Task directions. Among the entries that follow, locate the line with "Generate a component" and the line with "import React from 'react';". Output those lines and all lines in between, exactly, minus the pictures.

>> start

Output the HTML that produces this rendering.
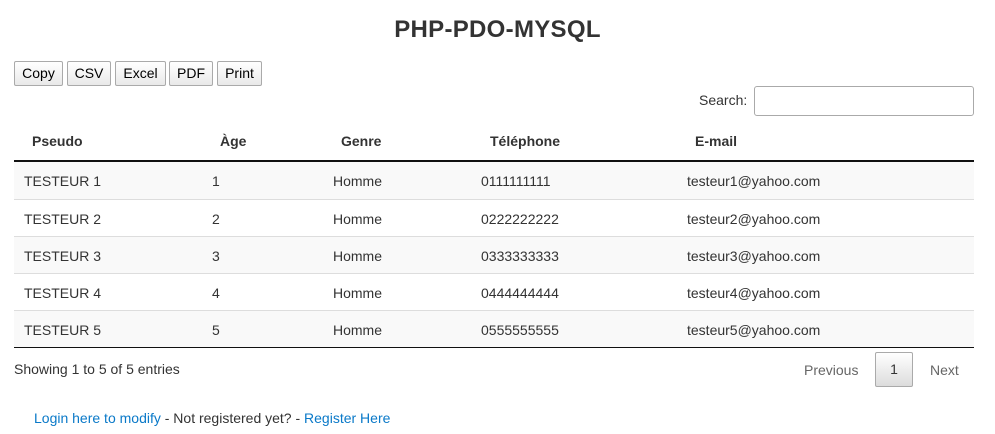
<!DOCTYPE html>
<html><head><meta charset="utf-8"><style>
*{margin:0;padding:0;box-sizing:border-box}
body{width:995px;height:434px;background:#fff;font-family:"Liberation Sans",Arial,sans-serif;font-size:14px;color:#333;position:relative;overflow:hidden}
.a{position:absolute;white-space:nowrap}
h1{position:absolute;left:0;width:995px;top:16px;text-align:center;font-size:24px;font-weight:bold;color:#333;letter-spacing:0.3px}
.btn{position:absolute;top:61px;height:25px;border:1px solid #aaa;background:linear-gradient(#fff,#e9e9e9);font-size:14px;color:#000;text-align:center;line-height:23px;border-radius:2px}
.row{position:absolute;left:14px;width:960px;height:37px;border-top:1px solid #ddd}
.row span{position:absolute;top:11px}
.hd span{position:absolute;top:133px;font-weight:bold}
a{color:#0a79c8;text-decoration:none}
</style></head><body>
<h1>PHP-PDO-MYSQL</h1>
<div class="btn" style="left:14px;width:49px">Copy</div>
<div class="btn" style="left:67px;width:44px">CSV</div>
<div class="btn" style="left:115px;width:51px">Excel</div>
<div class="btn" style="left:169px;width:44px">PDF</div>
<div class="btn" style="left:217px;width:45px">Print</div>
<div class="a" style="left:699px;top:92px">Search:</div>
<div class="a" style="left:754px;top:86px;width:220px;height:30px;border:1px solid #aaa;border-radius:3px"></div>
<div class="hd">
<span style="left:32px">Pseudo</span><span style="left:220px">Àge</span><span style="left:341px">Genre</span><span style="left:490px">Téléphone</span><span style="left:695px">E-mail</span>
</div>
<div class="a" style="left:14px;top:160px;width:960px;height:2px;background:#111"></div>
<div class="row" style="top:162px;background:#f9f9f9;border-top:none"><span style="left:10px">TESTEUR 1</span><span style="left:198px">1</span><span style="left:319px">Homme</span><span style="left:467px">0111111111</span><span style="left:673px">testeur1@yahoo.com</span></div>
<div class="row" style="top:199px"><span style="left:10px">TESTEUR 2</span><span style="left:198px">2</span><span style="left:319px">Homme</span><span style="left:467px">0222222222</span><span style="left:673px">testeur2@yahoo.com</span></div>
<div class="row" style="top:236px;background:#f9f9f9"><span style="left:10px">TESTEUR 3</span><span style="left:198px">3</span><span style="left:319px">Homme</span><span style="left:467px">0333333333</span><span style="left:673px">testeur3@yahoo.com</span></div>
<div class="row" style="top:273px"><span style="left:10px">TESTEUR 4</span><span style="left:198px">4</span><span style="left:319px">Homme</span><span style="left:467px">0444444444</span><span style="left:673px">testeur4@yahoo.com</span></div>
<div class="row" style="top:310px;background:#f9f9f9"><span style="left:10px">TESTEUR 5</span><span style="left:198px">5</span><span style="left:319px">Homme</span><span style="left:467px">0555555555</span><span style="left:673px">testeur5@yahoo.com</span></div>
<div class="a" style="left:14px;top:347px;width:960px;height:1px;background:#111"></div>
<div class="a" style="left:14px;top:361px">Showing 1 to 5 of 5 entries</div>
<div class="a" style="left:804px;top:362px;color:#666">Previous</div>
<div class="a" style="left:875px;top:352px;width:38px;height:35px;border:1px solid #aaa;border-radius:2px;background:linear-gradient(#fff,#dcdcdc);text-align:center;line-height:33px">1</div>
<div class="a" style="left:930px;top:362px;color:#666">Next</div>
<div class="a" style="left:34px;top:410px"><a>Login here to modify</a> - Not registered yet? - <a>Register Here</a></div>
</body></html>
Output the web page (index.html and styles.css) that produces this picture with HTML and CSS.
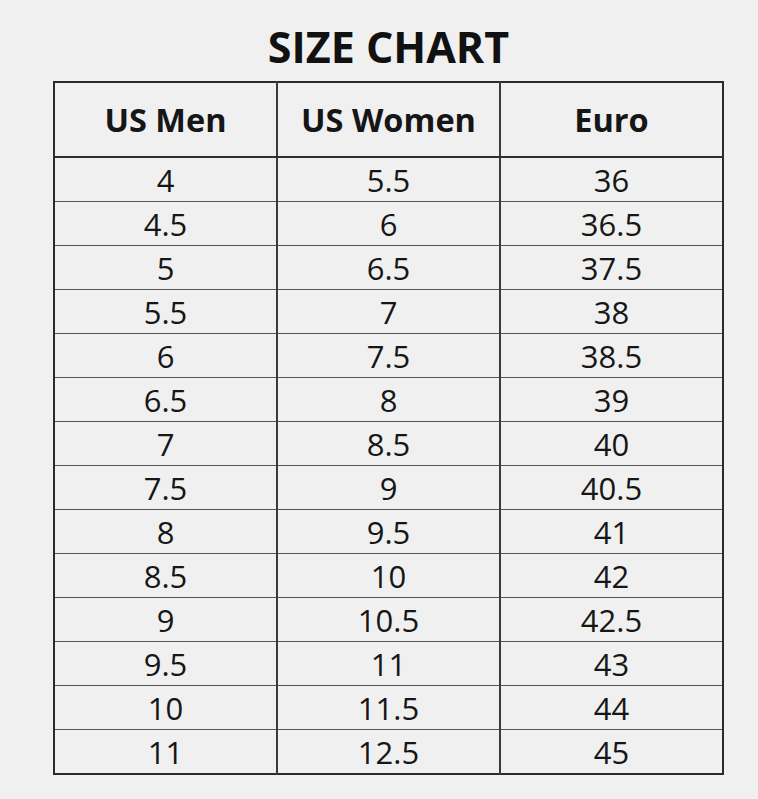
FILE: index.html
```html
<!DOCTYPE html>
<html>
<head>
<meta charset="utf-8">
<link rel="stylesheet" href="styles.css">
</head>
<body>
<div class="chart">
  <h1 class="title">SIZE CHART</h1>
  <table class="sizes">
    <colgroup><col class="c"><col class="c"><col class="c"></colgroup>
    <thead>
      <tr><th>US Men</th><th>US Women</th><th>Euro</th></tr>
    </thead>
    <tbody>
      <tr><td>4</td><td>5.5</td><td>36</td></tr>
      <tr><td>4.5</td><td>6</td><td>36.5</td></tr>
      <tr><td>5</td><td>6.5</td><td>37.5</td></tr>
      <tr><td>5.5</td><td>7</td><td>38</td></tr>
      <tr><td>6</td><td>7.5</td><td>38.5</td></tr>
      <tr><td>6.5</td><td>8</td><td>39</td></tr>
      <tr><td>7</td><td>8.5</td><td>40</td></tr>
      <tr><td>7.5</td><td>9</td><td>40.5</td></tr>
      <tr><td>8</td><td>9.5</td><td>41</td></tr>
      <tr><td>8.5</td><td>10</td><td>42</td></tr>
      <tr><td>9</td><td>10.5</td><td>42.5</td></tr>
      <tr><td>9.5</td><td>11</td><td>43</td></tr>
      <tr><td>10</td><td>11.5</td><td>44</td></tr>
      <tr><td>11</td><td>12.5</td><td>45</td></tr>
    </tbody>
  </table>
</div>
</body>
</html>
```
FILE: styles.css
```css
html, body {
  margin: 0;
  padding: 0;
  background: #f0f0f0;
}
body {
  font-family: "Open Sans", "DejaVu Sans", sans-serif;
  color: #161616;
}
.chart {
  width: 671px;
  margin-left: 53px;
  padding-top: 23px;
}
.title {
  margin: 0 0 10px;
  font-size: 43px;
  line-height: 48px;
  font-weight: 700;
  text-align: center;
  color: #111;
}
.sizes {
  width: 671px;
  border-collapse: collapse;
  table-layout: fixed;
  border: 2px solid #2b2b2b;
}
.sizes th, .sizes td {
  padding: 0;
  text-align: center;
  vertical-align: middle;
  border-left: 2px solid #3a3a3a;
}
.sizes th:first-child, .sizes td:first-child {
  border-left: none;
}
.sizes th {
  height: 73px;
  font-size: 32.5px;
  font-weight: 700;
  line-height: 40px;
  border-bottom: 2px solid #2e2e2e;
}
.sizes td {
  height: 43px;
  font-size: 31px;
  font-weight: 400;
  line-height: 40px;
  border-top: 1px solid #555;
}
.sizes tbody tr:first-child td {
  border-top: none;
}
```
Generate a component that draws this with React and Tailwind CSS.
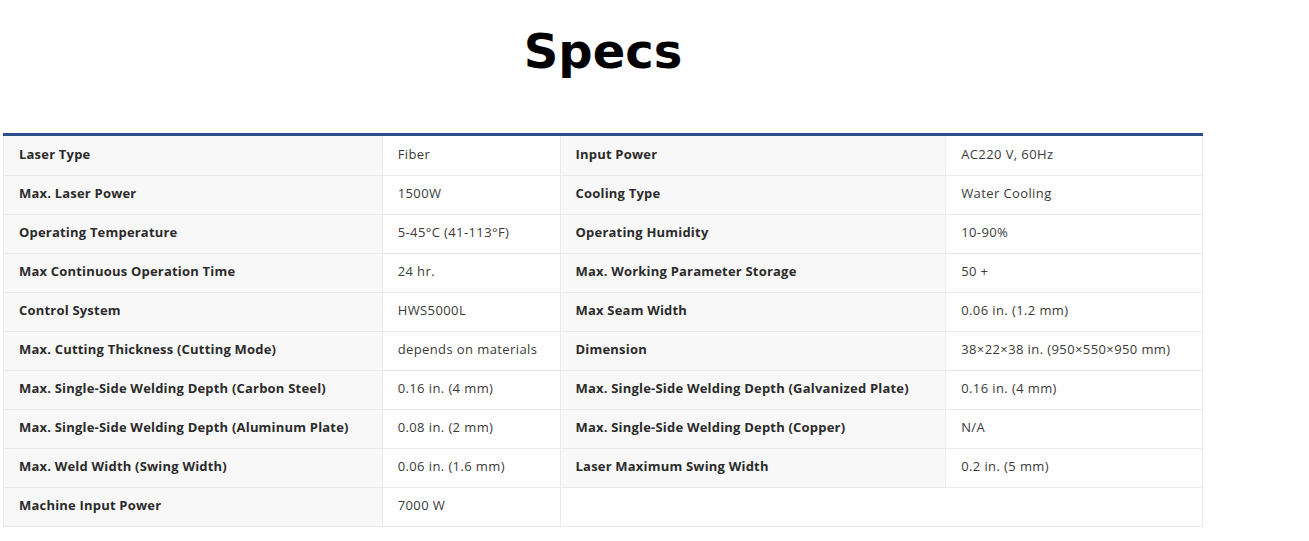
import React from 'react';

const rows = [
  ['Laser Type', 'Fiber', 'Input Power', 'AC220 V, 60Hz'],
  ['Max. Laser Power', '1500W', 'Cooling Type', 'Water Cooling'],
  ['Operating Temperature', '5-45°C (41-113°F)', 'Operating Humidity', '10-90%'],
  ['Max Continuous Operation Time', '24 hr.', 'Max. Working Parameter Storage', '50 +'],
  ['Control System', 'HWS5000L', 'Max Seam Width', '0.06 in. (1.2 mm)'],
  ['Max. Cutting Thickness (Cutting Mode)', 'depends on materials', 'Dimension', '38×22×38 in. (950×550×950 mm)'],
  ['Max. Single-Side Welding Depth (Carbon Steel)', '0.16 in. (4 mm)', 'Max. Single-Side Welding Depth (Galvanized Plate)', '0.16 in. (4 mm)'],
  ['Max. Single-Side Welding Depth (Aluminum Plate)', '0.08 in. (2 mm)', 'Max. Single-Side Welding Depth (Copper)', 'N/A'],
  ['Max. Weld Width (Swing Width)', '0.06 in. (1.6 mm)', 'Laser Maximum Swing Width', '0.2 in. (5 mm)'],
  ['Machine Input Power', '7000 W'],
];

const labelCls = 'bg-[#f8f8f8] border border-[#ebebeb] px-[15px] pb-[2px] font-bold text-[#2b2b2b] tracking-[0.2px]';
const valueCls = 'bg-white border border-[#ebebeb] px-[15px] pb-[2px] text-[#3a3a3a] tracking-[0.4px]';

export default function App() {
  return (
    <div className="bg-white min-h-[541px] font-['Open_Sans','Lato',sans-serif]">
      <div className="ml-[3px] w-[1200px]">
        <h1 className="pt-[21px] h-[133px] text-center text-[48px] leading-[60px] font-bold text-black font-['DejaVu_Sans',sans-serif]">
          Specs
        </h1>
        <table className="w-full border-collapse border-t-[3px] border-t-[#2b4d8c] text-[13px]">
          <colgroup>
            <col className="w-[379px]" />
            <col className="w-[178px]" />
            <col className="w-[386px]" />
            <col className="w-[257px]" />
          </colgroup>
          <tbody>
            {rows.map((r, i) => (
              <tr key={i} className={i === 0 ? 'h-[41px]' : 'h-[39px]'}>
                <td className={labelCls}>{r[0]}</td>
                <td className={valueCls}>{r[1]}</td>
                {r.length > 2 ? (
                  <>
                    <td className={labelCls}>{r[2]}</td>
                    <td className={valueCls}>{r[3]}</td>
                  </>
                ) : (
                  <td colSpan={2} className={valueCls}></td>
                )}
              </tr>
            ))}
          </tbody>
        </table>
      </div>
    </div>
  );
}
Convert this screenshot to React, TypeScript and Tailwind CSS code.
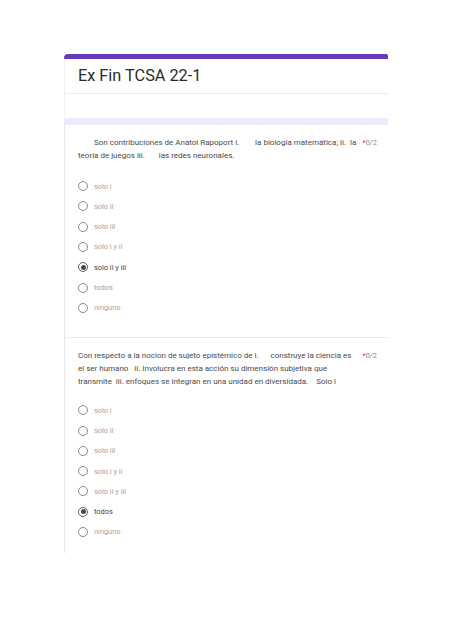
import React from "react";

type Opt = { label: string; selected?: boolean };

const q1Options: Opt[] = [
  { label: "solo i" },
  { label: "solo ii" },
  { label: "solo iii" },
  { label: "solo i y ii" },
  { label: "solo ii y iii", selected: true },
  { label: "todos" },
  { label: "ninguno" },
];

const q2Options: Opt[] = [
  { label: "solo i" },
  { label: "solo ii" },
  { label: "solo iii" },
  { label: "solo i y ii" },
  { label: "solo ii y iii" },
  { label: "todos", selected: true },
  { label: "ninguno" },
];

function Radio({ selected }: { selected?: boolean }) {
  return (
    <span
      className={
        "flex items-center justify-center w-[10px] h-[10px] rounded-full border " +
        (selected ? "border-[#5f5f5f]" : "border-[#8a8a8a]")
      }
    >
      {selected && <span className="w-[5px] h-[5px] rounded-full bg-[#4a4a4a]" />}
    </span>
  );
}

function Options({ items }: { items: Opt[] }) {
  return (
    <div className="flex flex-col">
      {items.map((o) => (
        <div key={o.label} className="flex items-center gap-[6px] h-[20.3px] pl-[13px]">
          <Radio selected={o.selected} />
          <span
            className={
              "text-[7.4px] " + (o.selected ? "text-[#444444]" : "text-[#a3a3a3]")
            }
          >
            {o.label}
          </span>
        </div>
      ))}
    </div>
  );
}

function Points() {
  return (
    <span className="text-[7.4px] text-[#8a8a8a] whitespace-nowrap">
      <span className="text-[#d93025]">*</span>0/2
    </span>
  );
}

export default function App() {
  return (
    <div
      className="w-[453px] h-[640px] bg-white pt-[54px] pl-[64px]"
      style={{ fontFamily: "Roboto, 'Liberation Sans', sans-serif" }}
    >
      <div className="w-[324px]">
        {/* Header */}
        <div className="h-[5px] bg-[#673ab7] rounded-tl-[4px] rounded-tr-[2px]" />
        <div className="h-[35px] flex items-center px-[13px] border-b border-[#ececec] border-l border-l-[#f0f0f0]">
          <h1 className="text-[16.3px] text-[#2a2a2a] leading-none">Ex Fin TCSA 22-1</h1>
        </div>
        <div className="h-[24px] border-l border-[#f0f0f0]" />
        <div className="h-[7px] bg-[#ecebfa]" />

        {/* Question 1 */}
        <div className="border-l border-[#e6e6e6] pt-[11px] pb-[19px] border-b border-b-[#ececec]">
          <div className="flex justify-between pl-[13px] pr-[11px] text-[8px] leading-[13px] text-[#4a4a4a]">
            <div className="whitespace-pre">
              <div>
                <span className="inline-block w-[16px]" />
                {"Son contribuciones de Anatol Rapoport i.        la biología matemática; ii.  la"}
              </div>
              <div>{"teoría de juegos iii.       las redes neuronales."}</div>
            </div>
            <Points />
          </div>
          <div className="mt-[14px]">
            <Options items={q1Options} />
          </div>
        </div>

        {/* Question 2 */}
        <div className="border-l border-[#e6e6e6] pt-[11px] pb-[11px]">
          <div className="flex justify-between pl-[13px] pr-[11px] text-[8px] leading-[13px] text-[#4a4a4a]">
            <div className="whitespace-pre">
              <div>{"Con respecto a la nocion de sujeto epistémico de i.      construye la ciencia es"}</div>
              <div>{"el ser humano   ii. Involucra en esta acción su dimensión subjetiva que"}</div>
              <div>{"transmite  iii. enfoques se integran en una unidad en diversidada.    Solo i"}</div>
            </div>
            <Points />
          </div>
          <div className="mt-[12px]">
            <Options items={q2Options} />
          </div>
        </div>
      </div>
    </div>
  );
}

>> end

Reply to the task.
Generate a component that draws this with React and Tailwind CSS.
import React from 'react';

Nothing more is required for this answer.